NASA Scientists Plan To Approach Girl By 2018
I spent a little time getting the right “room sound” for this one, but there aren’t a lot of overt sound effects. I did, however, have some fun with the Q&A section toward the end of the piece.
Obviously the goal was to make it sound like a real press conference, so I listened to a few examples. When reporters ask questions, sometimes they’ll pass a wireless mic from person to person (though this seems more common in town-hall style meetings as opposed to press conferences). More often, there’s just one noisy mic picking up the sound of the entire room, and usually it’s nowhere near the reporter asking questions. So in order to make the reporter audible, they either crank up the volume and/or add a ton of dynamic compression–this makes their voices louder but also introduces a lot of background noise.
I decided to split the difference between emulating both approaches; the reporter would start asking a question through a noisy room mic and somebody would eventually pass her a handheld mic.
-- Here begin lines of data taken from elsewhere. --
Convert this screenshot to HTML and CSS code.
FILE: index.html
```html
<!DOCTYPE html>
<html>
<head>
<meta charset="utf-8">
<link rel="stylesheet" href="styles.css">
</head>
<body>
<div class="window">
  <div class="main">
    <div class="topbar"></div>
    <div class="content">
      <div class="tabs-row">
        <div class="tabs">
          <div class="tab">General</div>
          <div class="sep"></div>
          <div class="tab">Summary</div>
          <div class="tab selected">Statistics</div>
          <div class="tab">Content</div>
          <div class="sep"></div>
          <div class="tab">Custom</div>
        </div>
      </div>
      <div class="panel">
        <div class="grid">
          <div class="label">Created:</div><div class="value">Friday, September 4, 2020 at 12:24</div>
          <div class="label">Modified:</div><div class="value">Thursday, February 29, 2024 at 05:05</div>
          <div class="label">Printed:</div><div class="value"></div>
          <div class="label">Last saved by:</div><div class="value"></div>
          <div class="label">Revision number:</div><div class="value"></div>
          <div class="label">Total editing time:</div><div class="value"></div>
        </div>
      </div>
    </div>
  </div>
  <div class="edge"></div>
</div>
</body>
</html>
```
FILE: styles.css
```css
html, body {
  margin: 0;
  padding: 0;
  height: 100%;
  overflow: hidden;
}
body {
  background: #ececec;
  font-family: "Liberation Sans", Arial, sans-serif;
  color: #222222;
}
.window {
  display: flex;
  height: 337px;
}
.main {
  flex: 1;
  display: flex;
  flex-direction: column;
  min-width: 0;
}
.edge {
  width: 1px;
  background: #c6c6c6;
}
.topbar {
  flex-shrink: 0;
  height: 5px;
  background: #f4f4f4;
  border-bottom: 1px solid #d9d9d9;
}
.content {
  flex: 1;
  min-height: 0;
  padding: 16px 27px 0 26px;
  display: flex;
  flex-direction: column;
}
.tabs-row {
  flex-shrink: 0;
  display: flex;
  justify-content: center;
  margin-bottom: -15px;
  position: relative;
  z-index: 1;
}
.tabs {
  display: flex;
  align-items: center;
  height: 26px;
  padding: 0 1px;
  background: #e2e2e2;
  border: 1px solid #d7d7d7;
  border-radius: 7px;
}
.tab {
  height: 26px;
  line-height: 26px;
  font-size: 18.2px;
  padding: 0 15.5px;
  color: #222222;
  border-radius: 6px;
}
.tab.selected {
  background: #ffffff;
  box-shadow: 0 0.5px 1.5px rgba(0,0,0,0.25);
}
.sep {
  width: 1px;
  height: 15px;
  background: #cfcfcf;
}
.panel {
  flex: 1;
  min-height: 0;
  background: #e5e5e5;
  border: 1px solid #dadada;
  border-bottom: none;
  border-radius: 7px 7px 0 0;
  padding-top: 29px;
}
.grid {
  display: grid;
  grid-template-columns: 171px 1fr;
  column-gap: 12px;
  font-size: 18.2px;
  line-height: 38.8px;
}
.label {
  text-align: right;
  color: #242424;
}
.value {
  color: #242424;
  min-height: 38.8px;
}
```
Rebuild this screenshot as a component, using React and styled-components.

The original audio for this bit was pretty clean, so I ran it through a subtle overdrive effect and then a reverb plugin to emulate the sound of the reporter “in the room.” Then I mixed that with some generic “electronic hum” noise and a recording of me fumbling around with a hand-held mic. I faded-in the reporter’s voice as the hand-held mic “gets closer” to her, and then ran the entire submix into a heavy compressor plugin. I added some low-midrange EQ and a little more reverb on the submix after the compressor to fake the “boominess” a of mic before it starts to feed back. Lastly, I added a little general crowd murmuring before each question, as if the reporters were jockeying to ask a question.
All this for a couple of seconds of noise, but I’m pretty happy with how it turned out.